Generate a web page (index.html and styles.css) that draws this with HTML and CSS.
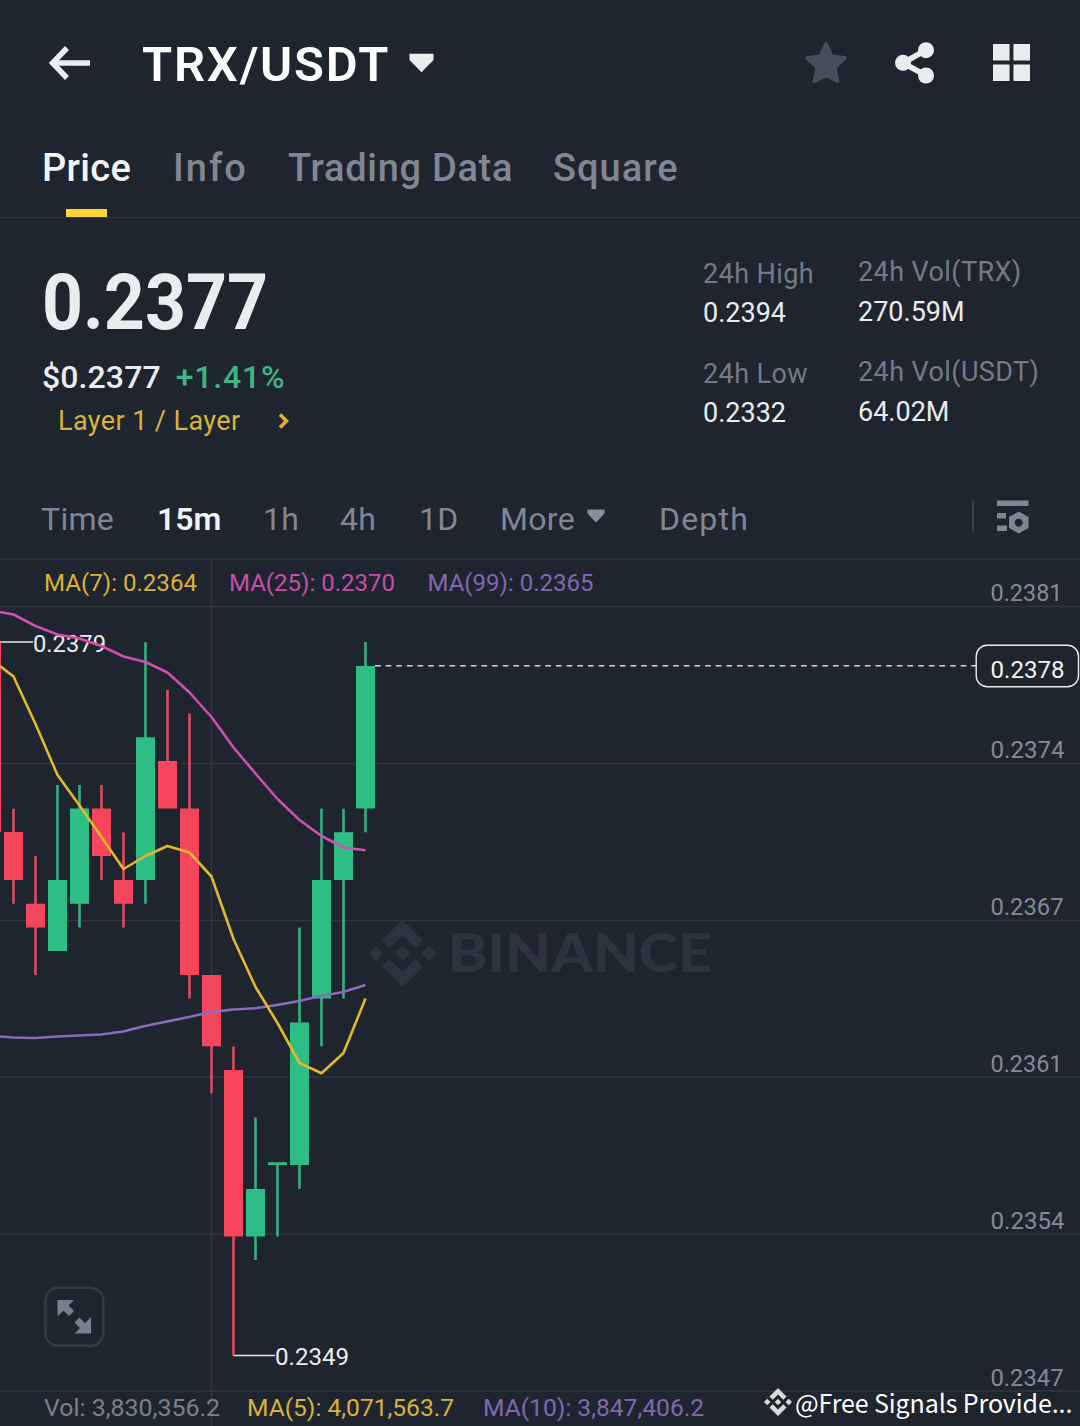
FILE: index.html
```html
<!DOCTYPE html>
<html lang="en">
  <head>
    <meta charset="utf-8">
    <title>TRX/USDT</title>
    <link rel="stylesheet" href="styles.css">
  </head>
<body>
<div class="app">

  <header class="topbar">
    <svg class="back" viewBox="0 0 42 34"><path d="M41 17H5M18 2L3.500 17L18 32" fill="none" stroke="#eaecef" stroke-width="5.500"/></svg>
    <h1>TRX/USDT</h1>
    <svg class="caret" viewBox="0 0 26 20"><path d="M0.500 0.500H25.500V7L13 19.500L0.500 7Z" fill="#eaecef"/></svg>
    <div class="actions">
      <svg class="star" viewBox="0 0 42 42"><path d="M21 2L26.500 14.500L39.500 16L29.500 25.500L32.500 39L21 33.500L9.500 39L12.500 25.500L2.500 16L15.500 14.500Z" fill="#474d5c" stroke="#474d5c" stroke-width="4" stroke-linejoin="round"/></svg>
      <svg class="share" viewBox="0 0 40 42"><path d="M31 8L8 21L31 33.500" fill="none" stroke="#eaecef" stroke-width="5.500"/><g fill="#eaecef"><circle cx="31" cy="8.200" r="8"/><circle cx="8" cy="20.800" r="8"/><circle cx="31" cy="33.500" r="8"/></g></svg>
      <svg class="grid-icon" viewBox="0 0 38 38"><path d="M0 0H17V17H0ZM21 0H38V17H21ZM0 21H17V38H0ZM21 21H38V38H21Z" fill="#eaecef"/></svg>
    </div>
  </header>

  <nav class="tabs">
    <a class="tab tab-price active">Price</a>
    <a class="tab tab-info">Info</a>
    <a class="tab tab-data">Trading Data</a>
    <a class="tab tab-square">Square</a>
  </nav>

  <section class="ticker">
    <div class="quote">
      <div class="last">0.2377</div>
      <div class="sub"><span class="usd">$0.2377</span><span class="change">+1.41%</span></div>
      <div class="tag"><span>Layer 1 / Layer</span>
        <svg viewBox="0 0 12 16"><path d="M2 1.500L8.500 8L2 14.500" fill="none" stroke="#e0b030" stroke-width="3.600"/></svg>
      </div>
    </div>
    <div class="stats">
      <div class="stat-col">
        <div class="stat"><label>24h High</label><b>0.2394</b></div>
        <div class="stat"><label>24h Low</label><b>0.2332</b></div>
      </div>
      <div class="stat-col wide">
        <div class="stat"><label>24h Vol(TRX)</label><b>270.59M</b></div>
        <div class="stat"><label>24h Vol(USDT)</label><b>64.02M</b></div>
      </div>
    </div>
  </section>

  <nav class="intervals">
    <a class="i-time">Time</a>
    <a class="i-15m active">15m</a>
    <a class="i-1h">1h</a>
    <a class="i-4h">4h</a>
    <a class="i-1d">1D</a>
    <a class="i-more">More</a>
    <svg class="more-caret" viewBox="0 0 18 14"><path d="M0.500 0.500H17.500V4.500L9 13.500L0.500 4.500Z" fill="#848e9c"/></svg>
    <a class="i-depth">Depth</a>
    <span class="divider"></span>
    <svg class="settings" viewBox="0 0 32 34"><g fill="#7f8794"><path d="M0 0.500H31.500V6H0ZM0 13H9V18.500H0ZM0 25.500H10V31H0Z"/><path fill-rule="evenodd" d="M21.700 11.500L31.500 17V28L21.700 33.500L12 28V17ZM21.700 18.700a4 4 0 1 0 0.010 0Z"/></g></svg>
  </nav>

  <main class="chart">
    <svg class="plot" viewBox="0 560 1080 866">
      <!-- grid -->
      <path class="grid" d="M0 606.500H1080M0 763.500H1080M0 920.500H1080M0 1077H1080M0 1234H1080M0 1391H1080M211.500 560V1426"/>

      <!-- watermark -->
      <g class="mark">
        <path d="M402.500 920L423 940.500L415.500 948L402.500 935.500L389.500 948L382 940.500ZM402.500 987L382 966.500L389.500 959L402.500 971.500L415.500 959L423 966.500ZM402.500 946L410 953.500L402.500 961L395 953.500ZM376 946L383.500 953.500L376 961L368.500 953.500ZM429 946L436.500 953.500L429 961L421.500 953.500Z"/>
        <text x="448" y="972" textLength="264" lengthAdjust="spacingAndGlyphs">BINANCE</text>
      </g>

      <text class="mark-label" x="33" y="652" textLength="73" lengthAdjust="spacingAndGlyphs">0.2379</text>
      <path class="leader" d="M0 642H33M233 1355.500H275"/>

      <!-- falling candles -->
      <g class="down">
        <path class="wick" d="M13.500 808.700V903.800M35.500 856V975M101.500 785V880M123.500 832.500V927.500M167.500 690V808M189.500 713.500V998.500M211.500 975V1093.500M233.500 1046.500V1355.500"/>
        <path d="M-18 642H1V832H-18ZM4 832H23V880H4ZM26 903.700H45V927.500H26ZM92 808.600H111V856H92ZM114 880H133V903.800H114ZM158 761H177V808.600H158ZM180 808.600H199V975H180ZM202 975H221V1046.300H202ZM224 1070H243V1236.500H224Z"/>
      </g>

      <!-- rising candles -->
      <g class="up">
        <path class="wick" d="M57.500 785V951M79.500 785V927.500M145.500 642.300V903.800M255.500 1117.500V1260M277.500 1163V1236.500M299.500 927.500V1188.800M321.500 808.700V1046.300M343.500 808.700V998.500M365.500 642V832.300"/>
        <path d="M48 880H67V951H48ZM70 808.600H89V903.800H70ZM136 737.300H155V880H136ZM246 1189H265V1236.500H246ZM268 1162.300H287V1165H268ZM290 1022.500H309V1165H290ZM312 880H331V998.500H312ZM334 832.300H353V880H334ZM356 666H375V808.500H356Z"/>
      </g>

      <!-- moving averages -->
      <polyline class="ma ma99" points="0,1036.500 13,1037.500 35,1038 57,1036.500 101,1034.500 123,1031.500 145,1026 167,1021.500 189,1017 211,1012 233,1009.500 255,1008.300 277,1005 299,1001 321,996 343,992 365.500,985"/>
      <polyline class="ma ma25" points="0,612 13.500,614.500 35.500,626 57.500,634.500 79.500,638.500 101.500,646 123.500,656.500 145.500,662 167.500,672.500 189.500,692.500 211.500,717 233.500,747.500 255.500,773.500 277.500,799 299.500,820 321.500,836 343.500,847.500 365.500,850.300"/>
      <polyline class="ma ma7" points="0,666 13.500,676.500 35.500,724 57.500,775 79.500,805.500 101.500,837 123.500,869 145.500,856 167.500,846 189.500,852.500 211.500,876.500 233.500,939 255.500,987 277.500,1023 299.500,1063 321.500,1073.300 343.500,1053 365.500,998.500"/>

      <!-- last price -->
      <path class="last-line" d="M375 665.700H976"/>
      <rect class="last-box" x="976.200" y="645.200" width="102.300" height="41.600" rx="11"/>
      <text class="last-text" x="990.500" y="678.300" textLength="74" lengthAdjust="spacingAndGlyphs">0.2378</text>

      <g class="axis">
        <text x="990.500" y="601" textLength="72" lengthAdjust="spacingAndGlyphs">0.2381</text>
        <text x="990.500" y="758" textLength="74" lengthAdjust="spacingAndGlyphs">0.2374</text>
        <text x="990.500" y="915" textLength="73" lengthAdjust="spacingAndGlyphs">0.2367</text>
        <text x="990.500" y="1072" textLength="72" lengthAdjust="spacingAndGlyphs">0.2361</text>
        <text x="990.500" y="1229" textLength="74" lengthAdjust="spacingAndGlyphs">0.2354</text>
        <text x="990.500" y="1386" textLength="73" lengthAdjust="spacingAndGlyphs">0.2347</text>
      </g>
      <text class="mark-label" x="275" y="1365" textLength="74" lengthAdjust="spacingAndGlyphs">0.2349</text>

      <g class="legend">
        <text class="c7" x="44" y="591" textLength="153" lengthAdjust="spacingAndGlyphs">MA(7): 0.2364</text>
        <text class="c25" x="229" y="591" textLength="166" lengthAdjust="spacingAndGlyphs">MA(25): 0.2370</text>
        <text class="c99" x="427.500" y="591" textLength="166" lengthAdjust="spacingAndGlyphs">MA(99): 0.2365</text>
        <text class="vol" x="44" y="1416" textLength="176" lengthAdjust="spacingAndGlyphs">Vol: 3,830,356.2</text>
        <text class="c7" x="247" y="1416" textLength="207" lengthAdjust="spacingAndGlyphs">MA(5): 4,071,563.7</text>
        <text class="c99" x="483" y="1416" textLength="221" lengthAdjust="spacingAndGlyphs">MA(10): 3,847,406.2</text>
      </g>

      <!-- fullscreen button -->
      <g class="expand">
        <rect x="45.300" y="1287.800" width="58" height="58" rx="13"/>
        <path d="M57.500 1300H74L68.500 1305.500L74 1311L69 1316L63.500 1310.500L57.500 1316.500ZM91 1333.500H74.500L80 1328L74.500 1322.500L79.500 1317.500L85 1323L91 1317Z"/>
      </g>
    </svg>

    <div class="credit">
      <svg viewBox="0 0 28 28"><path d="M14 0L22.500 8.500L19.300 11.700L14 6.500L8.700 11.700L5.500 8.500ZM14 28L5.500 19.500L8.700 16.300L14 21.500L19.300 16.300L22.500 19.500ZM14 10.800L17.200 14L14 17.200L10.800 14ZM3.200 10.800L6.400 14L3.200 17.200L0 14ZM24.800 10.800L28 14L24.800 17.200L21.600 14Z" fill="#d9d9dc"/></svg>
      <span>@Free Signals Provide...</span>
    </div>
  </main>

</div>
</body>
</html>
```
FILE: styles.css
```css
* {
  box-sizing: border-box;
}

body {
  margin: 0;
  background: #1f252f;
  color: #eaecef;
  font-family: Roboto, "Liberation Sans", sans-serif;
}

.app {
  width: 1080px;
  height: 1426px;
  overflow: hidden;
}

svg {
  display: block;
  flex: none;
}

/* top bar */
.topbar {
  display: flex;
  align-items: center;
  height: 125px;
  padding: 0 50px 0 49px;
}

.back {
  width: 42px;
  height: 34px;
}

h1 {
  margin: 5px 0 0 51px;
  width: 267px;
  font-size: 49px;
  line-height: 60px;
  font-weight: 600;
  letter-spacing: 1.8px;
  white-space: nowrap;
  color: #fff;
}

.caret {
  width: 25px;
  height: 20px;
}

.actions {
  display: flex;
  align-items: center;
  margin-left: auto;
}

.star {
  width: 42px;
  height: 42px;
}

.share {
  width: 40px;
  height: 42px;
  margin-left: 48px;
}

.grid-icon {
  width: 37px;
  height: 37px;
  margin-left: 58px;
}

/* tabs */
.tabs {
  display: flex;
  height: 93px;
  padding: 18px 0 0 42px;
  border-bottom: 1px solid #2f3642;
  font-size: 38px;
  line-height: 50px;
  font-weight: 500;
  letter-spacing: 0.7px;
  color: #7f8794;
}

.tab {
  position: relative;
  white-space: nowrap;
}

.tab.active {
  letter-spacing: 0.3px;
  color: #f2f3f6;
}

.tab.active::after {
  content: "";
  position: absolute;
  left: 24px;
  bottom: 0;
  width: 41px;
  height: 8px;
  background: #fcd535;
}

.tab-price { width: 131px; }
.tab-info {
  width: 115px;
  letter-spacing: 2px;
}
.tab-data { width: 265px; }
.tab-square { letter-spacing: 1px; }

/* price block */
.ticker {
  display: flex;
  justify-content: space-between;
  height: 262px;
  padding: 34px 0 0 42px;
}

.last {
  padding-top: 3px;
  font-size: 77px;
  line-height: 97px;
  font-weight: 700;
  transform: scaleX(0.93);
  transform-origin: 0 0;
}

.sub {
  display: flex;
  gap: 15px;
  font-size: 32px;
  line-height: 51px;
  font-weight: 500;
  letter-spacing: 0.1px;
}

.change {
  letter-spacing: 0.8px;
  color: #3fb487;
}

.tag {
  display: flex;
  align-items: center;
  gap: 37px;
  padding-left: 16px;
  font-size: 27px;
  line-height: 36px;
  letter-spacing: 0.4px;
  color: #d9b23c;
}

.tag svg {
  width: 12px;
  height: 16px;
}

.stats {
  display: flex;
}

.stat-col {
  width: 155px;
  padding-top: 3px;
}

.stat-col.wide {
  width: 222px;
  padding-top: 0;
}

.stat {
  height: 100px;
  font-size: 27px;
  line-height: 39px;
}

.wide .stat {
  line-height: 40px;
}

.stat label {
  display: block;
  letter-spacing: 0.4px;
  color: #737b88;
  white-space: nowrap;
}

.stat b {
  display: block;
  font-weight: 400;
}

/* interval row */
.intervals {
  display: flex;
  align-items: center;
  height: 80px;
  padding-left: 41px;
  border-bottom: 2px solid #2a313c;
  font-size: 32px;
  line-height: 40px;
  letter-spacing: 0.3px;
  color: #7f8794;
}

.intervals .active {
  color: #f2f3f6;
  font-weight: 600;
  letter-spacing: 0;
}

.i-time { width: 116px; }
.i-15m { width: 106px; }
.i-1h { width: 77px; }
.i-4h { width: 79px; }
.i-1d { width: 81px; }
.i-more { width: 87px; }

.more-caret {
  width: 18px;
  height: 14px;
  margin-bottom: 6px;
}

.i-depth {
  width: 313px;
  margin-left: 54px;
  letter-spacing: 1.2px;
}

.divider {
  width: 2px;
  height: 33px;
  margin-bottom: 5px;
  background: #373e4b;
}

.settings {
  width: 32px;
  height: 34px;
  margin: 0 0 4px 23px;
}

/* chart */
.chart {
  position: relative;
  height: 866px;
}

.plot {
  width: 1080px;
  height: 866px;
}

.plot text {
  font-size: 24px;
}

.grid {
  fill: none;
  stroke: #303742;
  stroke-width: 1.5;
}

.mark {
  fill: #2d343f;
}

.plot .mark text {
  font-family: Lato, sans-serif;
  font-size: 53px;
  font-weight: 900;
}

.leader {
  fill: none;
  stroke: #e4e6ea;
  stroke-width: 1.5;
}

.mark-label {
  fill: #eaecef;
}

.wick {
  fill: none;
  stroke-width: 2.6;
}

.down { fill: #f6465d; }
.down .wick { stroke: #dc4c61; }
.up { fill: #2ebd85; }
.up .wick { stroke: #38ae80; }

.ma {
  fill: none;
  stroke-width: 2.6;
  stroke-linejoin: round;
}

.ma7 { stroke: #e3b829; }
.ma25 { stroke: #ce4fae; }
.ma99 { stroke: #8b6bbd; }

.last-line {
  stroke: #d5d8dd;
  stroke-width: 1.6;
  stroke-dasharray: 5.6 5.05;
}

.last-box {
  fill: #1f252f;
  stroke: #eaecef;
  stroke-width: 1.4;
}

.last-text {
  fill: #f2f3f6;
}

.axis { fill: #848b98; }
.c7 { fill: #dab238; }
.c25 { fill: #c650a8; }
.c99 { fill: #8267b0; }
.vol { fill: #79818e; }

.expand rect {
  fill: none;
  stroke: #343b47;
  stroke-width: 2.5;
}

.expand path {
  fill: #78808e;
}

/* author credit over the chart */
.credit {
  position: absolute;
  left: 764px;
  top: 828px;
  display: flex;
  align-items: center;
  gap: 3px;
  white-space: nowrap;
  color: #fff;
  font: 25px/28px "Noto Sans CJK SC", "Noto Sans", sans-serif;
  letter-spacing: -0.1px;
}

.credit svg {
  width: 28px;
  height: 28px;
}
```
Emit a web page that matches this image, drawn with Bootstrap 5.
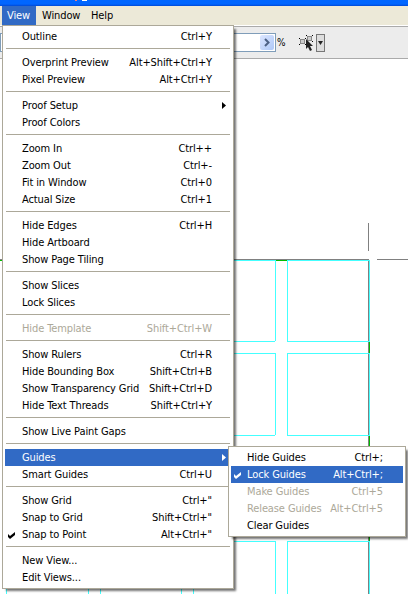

++++++++

[The request]: Scan the material above for the string "with" and report each line where you find it.

[The output]:
Generate a web page (index.html and styles.css) that draws this with HTML and CSS.
Emit a web page that matches this image, drawn with Bootstrap 5.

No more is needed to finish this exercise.